Instruction
Find the lines that hold the word "index" and return them.

Dataset content

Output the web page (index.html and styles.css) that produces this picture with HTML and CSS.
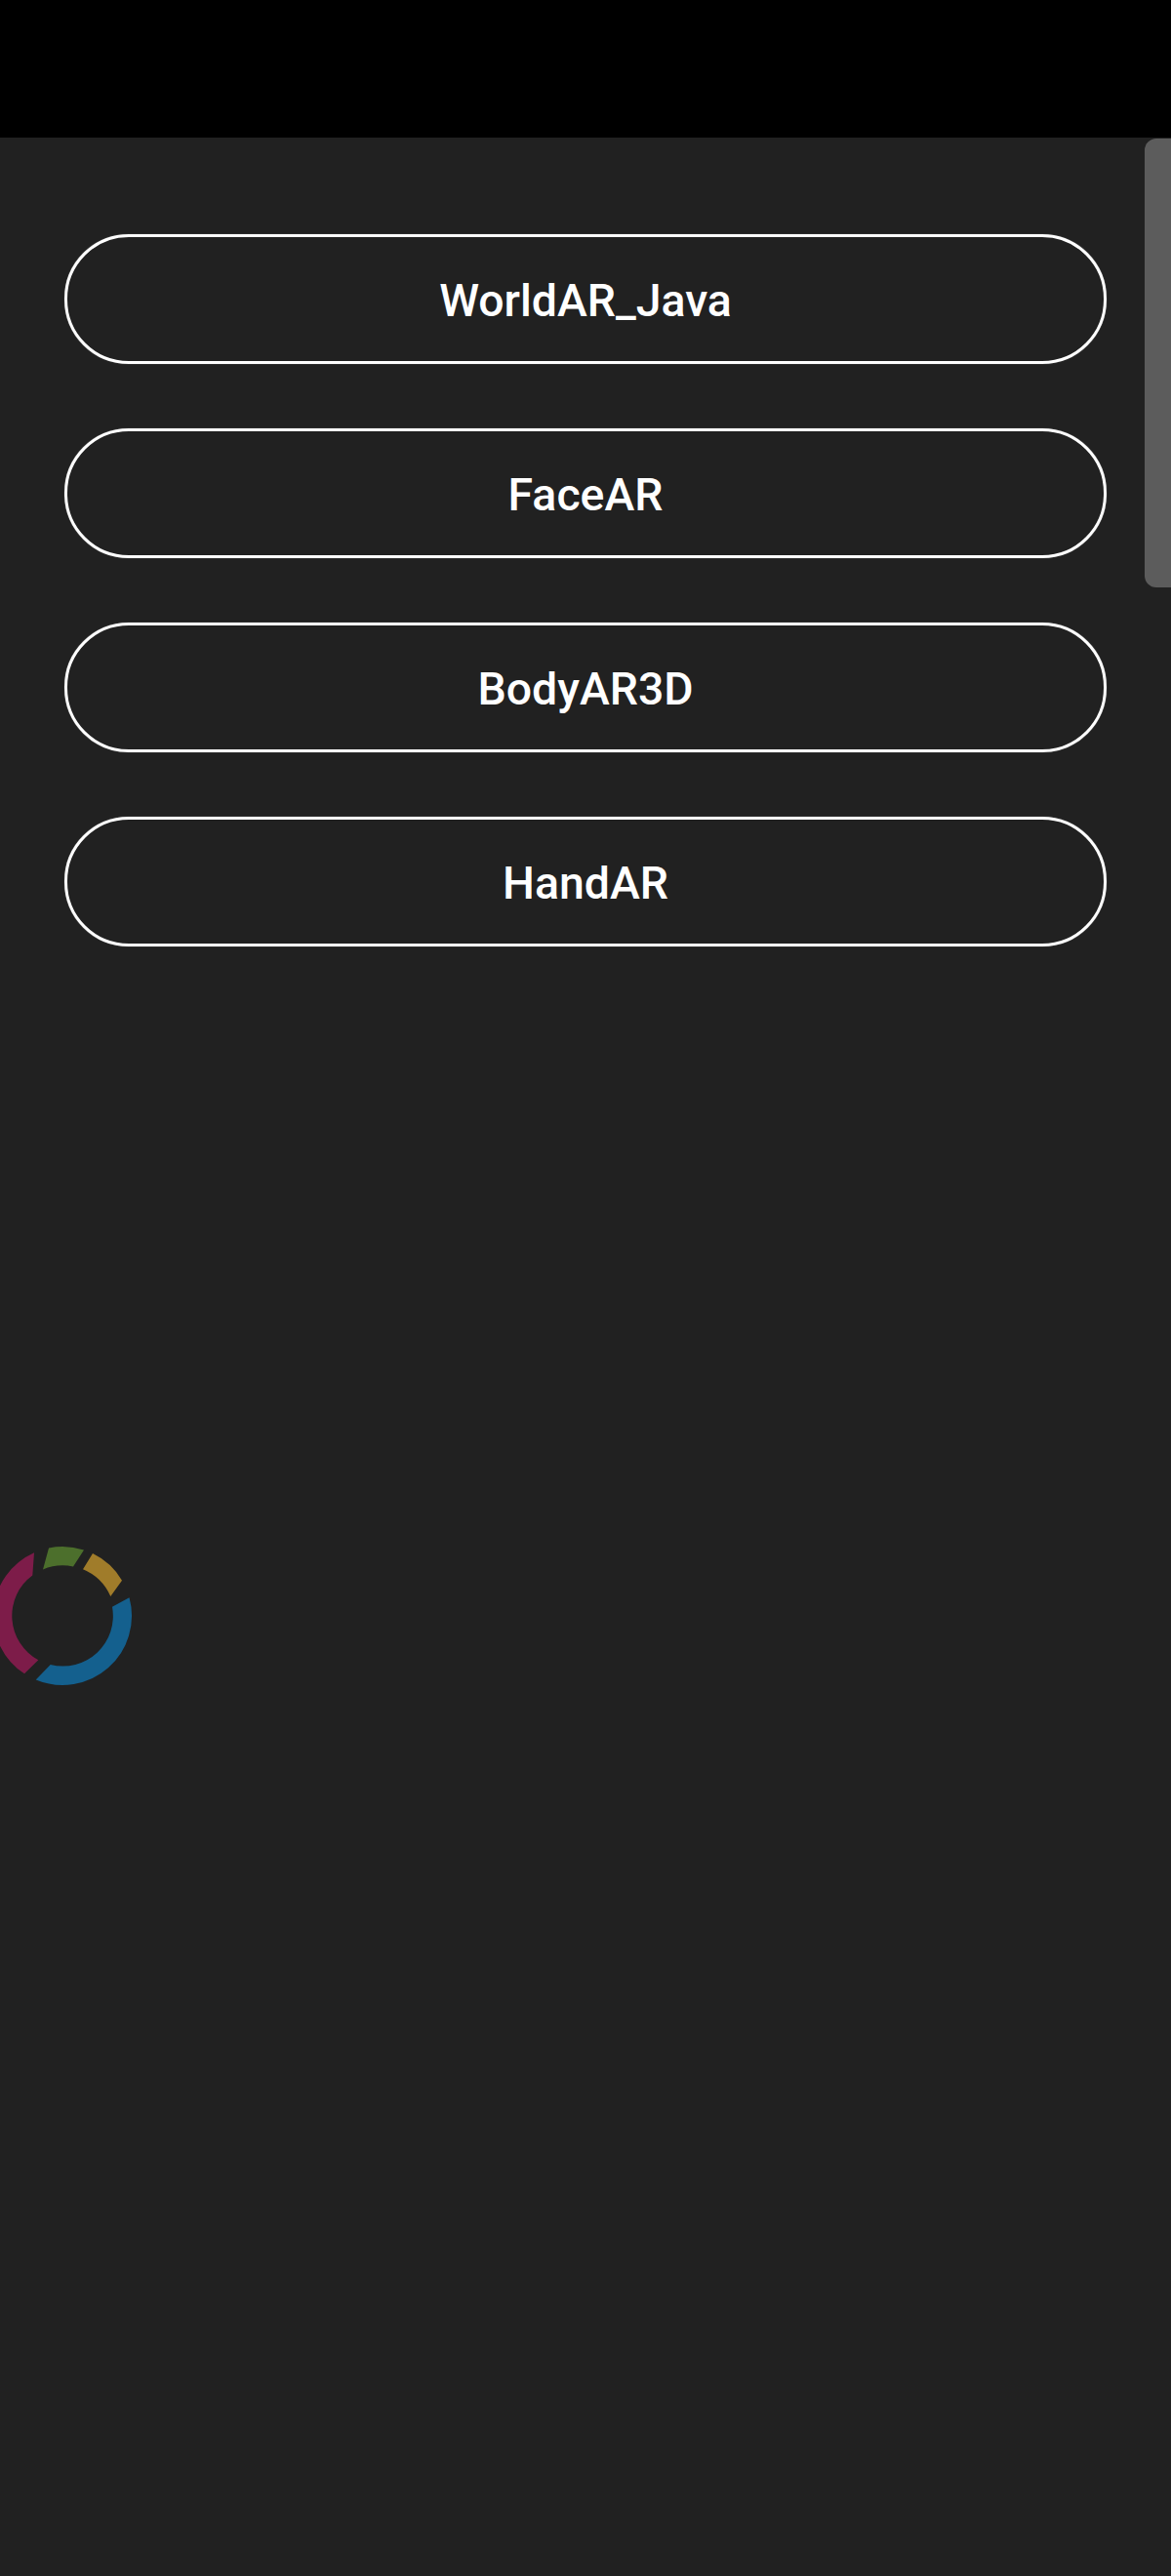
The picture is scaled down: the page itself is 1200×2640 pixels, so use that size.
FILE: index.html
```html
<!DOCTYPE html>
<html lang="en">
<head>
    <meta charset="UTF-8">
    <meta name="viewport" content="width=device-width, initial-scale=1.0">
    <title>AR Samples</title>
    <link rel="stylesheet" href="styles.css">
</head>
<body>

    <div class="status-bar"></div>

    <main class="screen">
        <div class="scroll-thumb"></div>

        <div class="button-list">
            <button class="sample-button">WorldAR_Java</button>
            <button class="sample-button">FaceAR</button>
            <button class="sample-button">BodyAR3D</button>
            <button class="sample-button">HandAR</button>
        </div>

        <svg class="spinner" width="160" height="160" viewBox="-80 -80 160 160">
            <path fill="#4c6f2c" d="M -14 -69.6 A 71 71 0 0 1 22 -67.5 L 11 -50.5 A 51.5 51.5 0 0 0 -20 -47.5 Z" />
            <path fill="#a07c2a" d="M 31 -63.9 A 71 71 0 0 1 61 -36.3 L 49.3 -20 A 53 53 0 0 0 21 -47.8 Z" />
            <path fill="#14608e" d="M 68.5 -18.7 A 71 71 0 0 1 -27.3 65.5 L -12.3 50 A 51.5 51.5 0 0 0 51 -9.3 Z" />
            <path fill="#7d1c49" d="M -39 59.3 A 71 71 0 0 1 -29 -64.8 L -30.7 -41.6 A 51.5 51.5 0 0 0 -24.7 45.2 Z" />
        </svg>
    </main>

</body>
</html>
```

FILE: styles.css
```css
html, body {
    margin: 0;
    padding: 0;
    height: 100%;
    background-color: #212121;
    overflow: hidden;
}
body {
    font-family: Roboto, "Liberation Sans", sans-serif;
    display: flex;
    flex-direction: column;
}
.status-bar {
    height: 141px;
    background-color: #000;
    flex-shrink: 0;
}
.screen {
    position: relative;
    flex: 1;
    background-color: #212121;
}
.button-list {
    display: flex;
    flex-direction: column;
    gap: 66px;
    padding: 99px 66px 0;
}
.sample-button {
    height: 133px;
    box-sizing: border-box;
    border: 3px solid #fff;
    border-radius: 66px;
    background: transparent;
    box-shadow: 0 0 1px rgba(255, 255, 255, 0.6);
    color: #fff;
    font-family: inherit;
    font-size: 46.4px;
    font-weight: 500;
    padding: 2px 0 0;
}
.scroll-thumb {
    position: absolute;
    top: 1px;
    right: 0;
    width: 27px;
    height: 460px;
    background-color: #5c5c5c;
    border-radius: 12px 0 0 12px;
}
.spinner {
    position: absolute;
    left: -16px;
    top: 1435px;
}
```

* * *

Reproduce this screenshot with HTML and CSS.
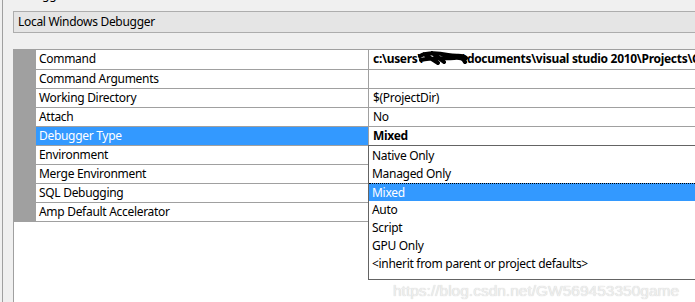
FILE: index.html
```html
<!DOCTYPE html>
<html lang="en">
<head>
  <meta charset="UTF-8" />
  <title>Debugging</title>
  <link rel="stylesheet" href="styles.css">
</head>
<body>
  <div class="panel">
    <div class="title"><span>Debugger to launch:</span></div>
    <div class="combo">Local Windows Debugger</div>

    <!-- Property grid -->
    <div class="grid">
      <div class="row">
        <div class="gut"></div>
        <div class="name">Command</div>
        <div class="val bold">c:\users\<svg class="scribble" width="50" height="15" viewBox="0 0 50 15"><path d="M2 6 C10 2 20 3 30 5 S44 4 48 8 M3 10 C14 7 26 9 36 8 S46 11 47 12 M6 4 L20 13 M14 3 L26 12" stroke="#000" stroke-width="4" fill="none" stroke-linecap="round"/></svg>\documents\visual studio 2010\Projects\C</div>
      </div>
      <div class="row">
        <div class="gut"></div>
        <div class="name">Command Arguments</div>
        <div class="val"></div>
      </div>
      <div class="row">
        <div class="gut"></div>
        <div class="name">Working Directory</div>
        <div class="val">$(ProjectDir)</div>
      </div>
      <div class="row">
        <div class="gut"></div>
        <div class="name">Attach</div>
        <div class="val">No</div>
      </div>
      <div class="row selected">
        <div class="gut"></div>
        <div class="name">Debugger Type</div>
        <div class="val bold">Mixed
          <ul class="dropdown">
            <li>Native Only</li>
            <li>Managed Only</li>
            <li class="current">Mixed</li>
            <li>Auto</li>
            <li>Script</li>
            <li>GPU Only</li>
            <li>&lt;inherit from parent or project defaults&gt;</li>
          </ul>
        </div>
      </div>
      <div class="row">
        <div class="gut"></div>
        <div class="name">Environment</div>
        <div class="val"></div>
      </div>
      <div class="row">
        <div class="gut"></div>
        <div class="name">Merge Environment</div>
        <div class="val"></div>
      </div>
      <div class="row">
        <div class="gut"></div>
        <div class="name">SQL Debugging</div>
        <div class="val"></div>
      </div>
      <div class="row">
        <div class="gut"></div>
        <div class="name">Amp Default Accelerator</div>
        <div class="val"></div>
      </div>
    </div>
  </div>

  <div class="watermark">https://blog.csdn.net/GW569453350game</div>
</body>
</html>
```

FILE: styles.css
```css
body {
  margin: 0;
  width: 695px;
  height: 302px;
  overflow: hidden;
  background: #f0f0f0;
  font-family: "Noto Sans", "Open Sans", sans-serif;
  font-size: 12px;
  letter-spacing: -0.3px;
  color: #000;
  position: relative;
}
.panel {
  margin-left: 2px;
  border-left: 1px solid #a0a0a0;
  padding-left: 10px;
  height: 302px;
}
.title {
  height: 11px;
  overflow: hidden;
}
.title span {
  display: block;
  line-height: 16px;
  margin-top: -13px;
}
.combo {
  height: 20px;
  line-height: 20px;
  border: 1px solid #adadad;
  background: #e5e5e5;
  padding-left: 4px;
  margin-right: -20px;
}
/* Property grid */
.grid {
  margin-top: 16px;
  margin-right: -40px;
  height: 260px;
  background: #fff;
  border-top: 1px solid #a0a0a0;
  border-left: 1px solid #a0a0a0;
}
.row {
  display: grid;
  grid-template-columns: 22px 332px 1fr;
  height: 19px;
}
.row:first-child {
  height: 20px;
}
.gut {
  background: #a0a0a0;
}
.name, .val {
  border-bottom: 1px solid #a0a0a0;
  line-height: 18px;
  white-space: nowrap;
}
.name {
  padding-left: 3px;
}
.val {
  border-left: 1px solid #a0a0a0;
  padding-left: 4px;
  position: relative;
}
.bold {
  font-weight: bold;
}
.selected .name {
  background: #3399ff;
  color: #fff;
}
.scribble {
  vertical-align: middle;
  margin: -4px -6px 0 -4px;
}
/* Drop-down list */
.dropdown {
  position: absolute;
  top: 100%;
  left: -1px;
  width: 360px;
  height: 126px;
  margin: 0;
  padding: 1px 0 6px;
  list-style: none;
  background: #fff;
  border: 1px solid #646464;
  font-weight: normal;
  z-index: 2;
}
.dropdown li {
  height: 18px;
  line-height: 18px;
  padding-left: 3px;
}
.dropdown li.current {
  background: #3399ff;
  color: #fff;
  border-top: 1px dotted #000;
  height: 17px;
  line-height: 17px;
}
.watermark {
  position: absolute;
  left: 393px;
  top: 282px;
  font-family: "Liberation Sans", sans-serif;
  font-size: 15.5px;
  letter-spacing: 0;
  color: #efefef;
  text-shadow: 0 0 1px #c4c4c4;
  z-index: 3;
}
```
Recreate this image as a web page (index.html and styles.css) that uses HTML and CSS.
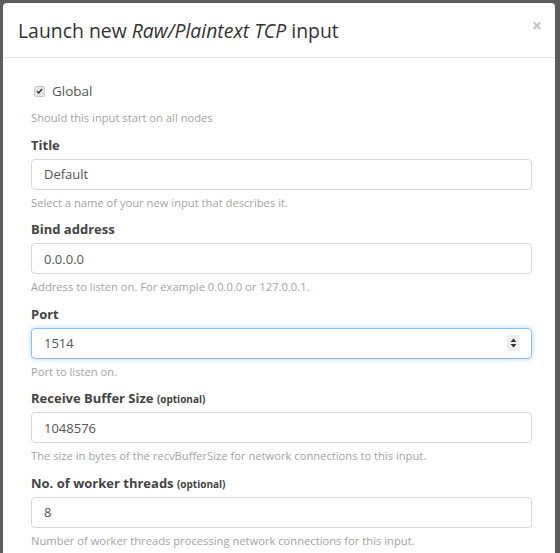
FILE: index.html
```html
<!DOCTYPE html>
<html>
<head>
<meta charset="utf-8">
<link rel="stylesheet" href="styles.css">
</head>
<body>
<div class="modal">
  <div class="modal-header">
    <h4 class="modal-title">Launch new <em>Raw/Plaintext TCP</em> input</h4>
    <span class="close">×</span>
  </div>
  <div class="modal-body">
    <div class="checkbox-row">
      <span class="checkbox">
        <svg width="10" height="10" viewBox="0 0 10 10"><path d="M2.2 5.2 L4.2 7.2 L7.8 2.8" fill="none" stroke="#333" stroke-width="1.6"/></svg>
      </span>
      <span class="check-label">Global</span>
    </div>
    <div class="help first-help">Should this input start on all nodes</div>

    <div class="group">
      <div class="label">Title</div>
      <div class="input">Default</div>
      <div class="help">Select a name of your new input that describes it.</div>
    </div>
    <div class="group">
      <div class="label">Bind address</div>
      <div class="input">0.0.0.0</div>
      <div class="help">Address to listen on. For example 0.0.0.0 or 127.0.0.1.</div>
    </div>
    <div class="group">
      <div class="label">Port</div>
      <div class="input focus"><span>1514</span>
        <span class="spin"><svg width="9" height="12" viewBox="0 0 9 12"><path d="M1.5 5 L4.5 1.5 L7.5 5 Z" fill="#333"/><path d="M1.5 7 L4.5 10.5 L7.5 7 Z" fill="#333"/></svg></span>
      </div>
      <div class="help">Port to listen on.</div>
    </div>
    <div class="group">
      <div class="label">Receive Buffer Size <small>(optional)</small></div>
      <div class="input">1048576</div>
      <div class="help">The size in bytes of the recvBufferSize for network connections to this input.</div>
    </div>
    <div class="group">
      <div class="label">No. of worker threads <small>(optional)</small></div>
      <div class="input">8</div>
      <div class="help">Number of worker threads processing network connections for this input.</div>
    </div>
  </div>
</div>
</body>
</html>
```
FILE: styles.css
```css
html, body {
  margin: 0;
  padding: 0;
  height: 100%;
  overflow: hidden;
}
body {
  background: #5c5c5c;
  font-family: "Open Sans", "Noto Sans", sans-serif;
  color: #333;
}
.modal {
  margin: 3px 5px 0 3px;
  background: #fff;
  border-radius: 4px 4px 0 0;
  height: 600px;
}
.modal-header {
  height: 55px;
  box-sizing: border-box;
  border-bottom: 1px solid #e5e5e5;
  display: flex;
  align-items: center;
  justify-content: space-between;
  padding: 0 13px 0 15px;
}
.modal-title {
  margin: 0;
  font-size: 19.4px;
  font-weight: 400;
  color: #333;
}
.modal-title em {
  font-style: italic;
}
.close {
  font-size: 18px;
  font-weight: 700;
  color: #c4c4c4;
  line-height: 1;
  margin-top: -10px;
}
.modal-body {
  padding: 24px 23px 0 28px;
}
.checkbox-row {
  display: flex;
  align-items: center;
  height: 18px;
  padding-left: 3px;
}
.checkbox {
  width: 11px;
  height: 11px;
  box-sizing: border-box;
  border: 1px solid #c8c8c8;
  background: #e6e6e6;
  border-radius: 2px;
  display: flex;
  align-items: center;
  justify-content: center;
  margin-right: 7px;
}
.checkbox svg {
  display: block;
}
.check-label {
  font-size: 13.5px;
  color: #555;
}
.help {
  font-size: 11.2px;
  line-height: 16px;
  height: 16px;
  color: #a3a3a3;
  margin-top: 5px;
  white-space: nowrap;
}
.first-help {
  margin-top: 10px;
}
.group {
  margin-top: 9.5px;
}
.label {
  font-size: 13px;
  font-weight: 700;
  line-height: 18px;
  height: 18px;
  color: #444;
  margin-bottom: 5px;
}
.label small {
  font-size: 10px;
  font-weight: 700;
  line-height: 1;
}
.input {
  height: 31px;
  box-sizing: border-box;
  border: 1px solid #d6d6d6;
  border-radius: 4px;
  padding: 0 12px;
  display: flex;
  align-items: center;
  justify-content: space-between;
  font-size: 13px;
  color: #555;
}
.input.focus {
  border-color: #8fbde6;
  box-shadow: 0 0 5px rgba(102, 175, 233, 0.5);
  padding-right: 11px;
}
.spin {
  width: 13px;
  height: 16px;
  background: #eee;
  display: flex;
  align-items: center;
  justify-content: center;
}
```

Response to this exercise
Output the web page (index.html and styles.css) that produces this picture with HTML and CSS.
FILE: index.html
FILE: index.html
  z-index: 2;
  z-index: 3;
Recreate this image as a web page (index.html and styles.css) that uses HTML and CSS.
FILE: index.html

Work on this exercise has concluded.